A week-to-week tenancy resets every seven days. These show up most often in short-term housing like furnished rooms, boarding houses, and extended-stay accommodations. The short cycle makes them easy to exit but offers little stability for either party. Termination typically requires just seven days’ notice.
Month-to-month is by far the most common periodic tenancy.2Legal Information Institute. Month-to-Month Tenancy The 30-day cycle gives tenants enough time to plan a move while letting landlords adjust rent or find new occupants without waiting out a long lease. Many periodic tenancies start this way by design, but plenty more become month-to-month after a fixed-term lease expires and the tenant simply stays put.

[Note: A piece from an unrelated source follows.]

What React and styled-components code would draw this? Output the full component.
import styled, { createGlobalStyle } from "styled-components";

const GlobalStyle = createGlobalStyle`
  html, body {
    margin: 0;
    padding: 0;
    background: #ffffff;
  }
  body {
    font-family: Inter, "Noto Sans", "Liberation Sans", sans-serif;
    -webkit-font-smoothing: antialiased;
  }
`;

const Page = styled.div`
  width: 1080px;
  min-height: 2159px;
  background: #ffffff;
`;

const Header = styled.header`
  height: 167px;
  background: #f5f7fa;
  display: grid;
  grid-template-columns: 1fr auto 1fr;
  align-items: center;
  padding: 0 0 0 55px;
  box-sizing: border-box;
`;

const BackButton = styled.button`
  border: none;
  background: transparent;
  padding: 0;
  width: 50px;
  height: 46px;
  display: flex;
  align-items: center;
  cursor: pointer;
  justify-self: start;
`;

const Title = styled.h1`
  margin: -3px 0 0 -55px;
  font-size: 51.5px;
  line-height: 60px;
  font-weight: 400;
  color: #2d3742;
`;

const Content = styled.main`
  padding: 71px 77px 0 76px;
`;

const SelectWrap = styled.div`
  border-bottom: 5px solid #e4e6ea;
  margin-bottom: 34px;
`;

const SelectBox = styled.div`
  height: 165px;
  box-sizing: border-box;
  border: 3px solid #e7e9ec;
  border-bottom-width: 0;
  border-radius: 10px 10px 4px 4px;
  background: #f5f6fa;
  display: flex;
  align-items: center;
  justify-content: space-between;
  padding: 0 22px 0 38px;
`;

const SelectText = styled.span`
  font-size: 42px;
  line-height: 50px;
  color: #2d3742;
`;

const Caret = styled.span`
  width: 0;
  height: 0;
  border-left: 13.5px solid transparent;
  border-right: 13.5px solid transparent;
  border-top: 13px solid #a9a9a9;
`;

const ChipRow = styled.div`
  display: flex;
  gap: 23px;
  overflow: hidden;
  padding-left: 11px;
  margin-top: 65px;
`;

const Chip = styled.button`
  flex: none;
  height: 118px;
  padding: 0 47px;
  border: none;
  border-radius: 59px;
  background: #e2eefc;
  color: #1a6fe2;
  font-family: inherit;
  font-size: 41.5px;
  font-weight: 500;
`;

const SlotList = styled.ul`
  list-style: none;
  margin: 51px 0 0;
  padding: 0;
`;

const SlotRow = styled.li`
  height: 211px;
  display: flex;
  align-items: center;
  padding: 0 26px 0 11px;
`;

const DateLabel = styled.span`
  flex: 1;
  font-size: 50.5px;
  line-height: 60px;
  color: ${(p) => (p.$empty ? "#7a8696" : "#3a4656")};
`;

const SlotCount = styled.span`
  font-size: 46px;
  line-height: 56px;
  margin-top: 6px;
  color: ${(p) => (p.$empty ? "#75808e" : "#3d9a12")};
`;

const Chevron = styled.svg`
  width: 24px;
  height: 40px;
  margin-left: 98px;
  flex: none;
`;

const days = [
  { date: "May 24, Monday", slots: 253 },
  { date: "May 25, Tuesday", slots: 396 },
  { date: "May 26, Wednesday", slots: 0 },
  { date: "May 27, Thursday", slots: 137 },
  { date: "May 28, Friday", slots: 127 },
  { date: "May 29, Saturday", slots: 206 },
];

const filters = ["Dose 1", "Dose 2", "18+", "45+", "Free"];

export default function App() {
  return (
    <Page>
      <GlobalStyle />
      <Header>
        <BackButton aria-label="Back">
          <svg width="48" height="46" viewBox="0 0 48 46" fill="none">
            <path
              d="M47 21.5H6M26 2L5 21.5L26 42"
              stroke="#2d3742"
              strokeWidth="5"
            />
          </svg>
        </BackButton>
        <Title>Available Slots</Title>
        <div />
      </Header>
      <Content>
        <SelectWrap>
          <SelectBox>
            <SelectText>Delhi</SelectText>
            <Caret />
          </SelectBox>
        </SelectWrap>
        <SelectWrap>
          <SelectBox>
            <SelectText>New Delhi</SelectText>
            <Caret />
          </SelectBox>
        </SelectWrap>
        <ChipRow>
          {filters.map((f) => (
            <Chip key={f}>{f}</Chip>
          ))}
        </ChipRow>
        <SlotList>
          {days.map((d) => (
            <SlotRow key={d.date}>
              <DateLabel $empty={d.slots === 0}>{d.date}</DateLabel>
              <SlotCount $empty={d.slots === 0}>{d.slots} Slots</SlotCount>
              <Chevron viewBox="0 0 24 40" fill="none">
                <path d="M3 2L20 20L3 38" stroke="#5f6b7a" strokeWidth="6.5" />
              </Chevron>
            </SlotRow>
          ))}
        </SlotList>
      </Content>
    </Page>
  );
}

A year-to-year tenancy renews on an annual basis. These are less common in ordinary residential settings but appear regularly in agricultural leases and commercial arrangements where the use of the property follows seasonal or annual cycles. The longer interval provides more stability, but exiting takes significantly more advance planning — at common law, six months’ notice is the traditional requirement.
A periodic tenancy can start in several ways, and not all of them involve signing a document.

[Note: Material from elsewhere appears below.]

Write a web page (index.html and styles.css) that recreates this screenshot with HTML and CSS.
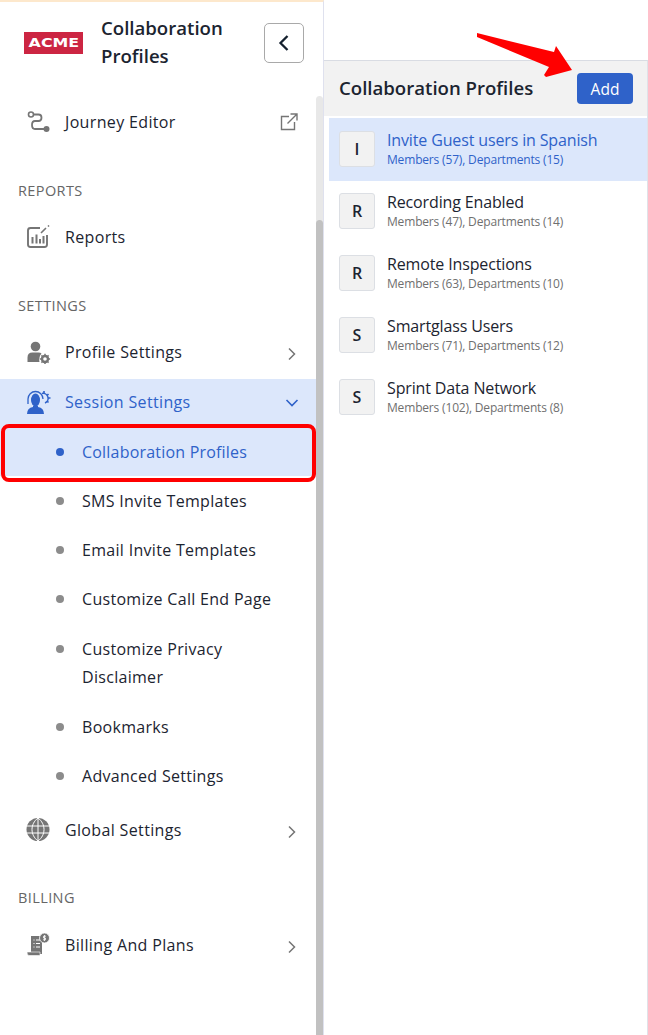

The most straightforward path is a written or verbal agreement where both parties agree to a recurring rental period. The agreement spells out the rent amount and payment interval but intentionally omits a final end date. A lease that says “tenant shall pay $1,500 per month, continuing month-to-month” is a textbook example.
This is where most periodic tenancies actually come from. A fixed-term lease expires, the tenant stays, and the landlord keeps cashing the rent checks. In many jurisdictions, accepting that post-expiration rent payment converts what could have been a trespass into a new periodic tenancy.3Legal Information Institute. Holdover Tenant The new tenancy generally inherits the same terms as the old lease — same rent, same rules — but now renews on a periodic basis rather than running to a fixed date. The period is usually set by the rent payment interval, so monthly rent payments create a month-to-month tenancy.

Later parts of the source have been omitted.